Built /admin/calibrate as a manual-labeling tool to seed a substrate-relationship corpus on caissaresearch.com. The downstream goal is a layer that captures how detected features interact (“the pin is severe because king safety is already compromised”); v1 was the first attempt at the labeling surface that grounds it.

v1 shipped with one card per position: a chessground board, a Q1 mini-summary, the top imbalance, the top tactical motif, and three buttons (matters / partial / wrong) on whether the lead feels right. Three free-text fields below: the actual lead if wrong, the key relationship between features, what’s missing.

Half an hour into the first calibration session, v1 was the wrong shape.

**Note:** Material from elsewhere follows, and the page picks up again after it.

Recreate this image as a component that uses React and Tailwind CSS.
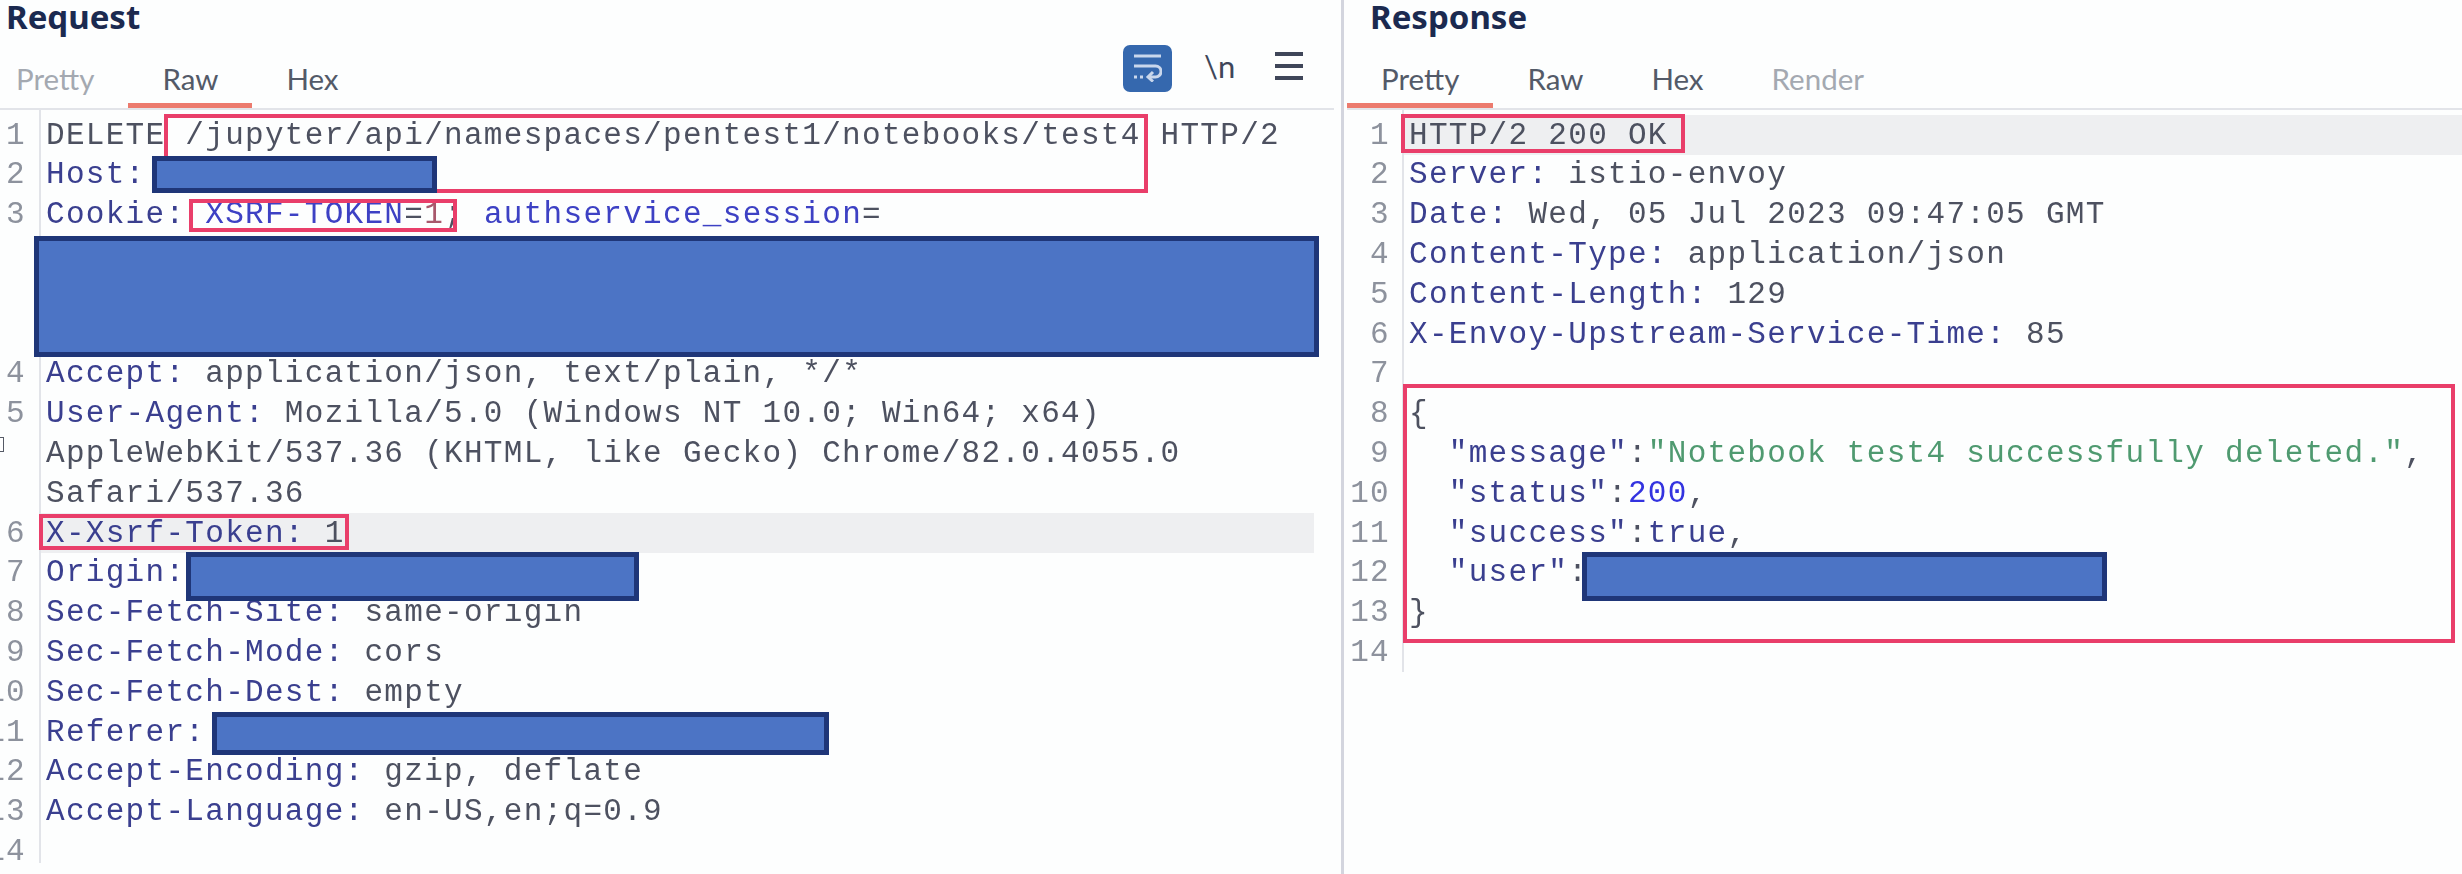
import React from 'react';

const NAVY = 'text-[#3a3f8f]';
const GREY = 'text-[#4d5160]';
const BLUE = 'text-[#3d41c4]';
const GREEN = 'text-[#4f9a70]';

// each row: [line number, [[text, colour], ...], selected]
const requestRows = [
  ['1', [['DELETE /jupyter/api/namespaces/pentest1/notebooks/test4 HTTP/2', GREY]]],
  ['2', [['Host:', NAVY]]],
  ['3', [['Cookie: ', NAVY], ['XSRF-TOKEN', BLUE], ['=', GREY], ['1', 'text-[#a8586c]'], ['; ', GREY], ['authservice_session', BLUE], ['=', GREY]]],
  ['', []],
  ['', []],
  ['', []],
  ['4', [['Accept:', NAVY], [' application/json, text/plain, */*', GREY]]],
  ['5', [['User-Agent:', NAVY], [' Mozilla/5.0 (Windows NT 10.0; Win64; x64)', GREY]]],
  ['', [['AppleWebKit/537.36 (KHTML, like Gecko) Chrome/82.0.4055.0', GREY]]],
  ['', [['Safari/537.36', GREY]]],
  ['6', [['X-Xsrf-Token:', NAVY], [' 1', GREY]], true],
  ['7', [['Origin:', NAVY]]],
  ['8', [['Sec-Fetch-Site:', NAVY], [' same-origin', GREY]]],
  ['9', [['Sec-Fetch-Mode:', NAVY], [' cors', GREY]]],
  ['10', [['Sec-Fetch-Dest:', NAVY], [' empty', GREY]]],
  ['11', [['Referer:', NAVY]]],
  ['12', [['Accept-Encoding:', NAVY], [' gzip, deflate', GREY]]],
  ['13', [['Accept-Language:', NAVY], [' en-US,en;q=0.9', GREY]]],
  ['14', []],
];

const responseRows = [
  ['1', [['HTTP/2 200 OK', GREY]], true],
  ['2', [['Server:', NAVY], [' istio-envoy', GREY]]],
  ['3', [['Date:', NAVY], [' Wed, 05 Jul 2023 09:47:05 GMT', GREY]]],
  ['4', [['Content-Type:', NAVY], [' application/json', GREY]]],
  ['5', [['Content-Length:', NAVY], [' 129', GREY]]],
  ['6', [['X-Envoy-Upstream-Service-Time:', NAVY], [' 85', GREY]]],
  ['7', []],
  ['8', [['{', GREY]]],
  ['9', [['  "message"', NAVY], [':', GREY], ['"Notebook test4 successfully deleted."', GREEN], [',', GREY]]],
  ['10', [['  "status"', NAVY], [':', GREY], ['200', 'text-[#3333e0]'], [',', GREY]]],
  ['11', [['  "success"', NAVY], [':', GREY], ['true', NAVY], [',', GREY]]],
  ['12', [['  "user"', NAVY], [':', GREY]]],
  ['13', [['}', GREY]]],
  ['14', []],
];

const WrapIcon = () => (
  <svg width="29" height="28" viewBox="0 0 29 28" fill="none" stroke="#c9d7ec" strokeWidth="3">
    <path d="M1 2h27" />
    <path d="M1 12h21.5a5.5 5.5 0 0 1 0 11H15" />
    <path d="M20 18l-5 5 5 4.500" />
    <path d="M1 23h3M7 23h3" />
  </svg>
);

const Tab = ({ label, active, dim }) => (
  <div
    className={`h-full px-[34px] pt-[14px] flex items-center border-b-[5px] text-[29.500px] leading-none ${
      active ? 'border-[#ec7b6e]' : 'border-transparent'
    } ${dim ? 'text-[#a4a9b1]' : 'text-[#535a68]'}`}
  >
    {label}
  </div>
);

const Row = ({ num, parts, selected, gutter, numPad, rowEnd }) => (
  <div className="flex h-[39.800px] shrink-0">
    <div className={`${gutter} ${numPad} shrink-0 flex justify-end items-center border-r-2 border-[#e2e4e9] text-[#8d929d]`}>
      {num}
    </div>
    <div className={`${rowEnd} flex-1 pl-[5px] flex items-center whitespace-pre ${selected ? 'bg-[#eeeff1]' : ''}`}>
      {parts.map(([text, color], i) => (
        <span key={i} className={color}>{text}</span>
      ))}
    </div>
  </div>
);

const Panel = ({ title, tabs, rows, width, titlePad, tabsClass, gutter, numPad, rowEnd, toolbar }) => (
  <div className={`${width} shrink-0 h-full flex flex-col overflow-hidden`}>
    <h2 className={`${titlePad} h-[33px] mb-[7px] flex items-center font-['Noto_Sans',sans-serif] font-bold text-[33px] leading-none text-[#1b2a50]`}>{title}</h2>
    <div className={`${tabsClass} h-[70px] flex border-b-2 border-[#e2e4e9]`}>
      {tabs.map((t) => (
        <Tab key={t.label} {...t} />
      ))}
      {toolbar}
    </div>
    <div className="h-[753px] overflow-hidden flex flex-col font-['Liberation_Mono',monospace] text-[31px] tracking-[1.3px] leading-none blur-[0.6px]">
      <div className="flex h-[5.300px] shrink-0">
        <div className={`${gutter} shrink-0 border-r-2 border-[#e2e4e9]`} />
      </div>
      {rows.map(([num, parts, selected], i) => (
        <Row key={i} num={num} parts={parts} selected={selected} gutter={gutter} numPad={numPad} rowEnd={rowEnd} />
      ))}
    </div>
  </div>
);

const App = () => {
  const toolbar = (
    <div className="ml-auto pr-[31px] flex items-center gap-[32px]">
      <div className="w-[49px] h-[47px] mb-[12px] rounded-[7px] bg-[#3568ae] flex items-center justify-center">
        <WrapIcon />
      </div>
      <div className="flex items-center gap-[42px] mb-[16px]">
        <span className="w-[29px] text-[31px] leading-none text-[#3f4659]">\n</span>
        <div className="w-[28px] flex flex-col gap-[8px]">
          <div className="h-[4px] bg-[#3f4659]" />
          <div className="h-[4px] bg-[#3f4659]" />
          <div className="h-[4px] bg-[#3f4659]" />
        </div>
      </div>
    </div>
  );

  return (
    <div className="relative w-[2462px] h-[874px] overflow-hidden flex bg-[#fdfefe] font-['Lato',sans-serif]">
      <Panel
        title="Request"
        width="w-[1341px]"
        titlePad="pl-[6px]"
        tabsClass="-ml-[18px] mr-[7px]"
        gutter="w-[41px]"
        numPad="pr-[13px]"
        rowEnd="mr-[27px]"
        rows={requestRows}
        toolbar={toolbar}
        tabs={[{ label: 'Pretty', dim: true }, { label: 'Raw', active: true }, { label: 'Hex' }]}
      />
      <div className="w-[3px] shrink-0 h-full bg-[#d3d5de]" />
      <Panel
        title="Response"
        width="flex-1"
        titlePad="pl-[26px]"
        tabsClass="ml-[3px]"
        gutter="w-[60px]"
        numPad="pr-[12px]"
        rowEnd=""
        rows={responseRows}
        tabs={[{ label: 'Pretty', active: true }, { label: 'Raw' }, { label: 'Hex' }, { label: 'Render', dim: true }]}
      />

      {/* red annotation boxes */}
      <div className="absolute left-[164px] top-[114px] w-[984px] h-[79px] border-[4px] border-[#e93e6a]" />
      <div className="absolute left-[189px] top-[199px] w-[268px] h-[33px] border-[4px] border-[#e93e6a]" />
      <div className="absolute left-[39px] top-[514px] w-[310px] h-[36px] border-[4px] border-[#e93e6a]" />
      <div className="absolute left-[1401px] top-[114px] w-[284px] h-[39px] border-[4px] border-[#e93e6a]" />
      <div className="absolute left-[1403px] top-[384px] w-[1052px] h-[259px] border-[4px] border-[#e93e6a]" />

      {/* blue redactions */}
      <div className="absolute left-[152px] top-[156px] w-[285px] h-[37px] border-[5px] border-[#1f3678] bg-[#4c74c5]" />
      <div className="absolute left-[34px] top-[236px] w-[1285px] h-[121px] border-[5px] border-[#1f3678] bg-[#4c74c5]" />
      <div className="absolute left-[186px] top-[552px] w-[453px] h-[49px] border-[5px] border-[#1f3678] bg-[#4c74c5]" />
      <div className="absolute left-[212px] top-[712px] w-[617px] h-[43px] border-[5px] border-[#1f3678] bg-[#4c74c5]" />
      <div className="absolute left-[1582px] top-[552px] w-[525px] h-[49px] border-[5px] border-[#1f3678] bg-[#4c74c5]" />

      {/* stray edge of a box cut by the crop */}
      <div className="absolute -left-[6px] top-[437px] w-[10px] h-[15px] border border-[#555a66] bg-white" />
    </div>
  );
};

export default App;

Three problems. First, the page rendered only the top-1 imbalance and top-1 motif. Real positions had two or three imbalances and two or three motifs firing simultaneously. The user was being asked to evaluate “is the lead right?” without seeing the rest of the lineup. If the lead felt wrong, there was no way to indicate which of the other firing features should have led, except in free text. Second, the binary Y/Partial/N framing collapsed information. A position where two imbalances both matter and a third is irrelevant doesn’t fit any of those buttons. Third, free-form correction text was hard to produce on the spot. Looking at a board for sixty seconds and writing the relationship between two features is a different cognitive task from clicking a button labeled “matters.”

v2 changes the page contract. Render the full list of imbalances and motifs that fired, not just the top-1. Per-feature triage with three inline buttons (matters / meh / wrong) next to each one. One free-form notes field per card at the bottom, written only when there’s something specific to say.

The reason this corpus exists is the substrate-relationship layer, and that layer lives in the interaction between features. v1 hid the pairs by surfacing only one feature per category. The corpus v1 would have produced was a corpus of single-feature judgments, and the relationship layer was missing from it before any data landed. A corpus is the set of judgments the labeler can express; anything the UI doesn’t render is categorically absent from the dataset, no matter how well-defined it is in the schema.

Designing the corpus and designing the labeling UI are the same step. Shipping the UI first locks in choices about the corpus before any data arrives.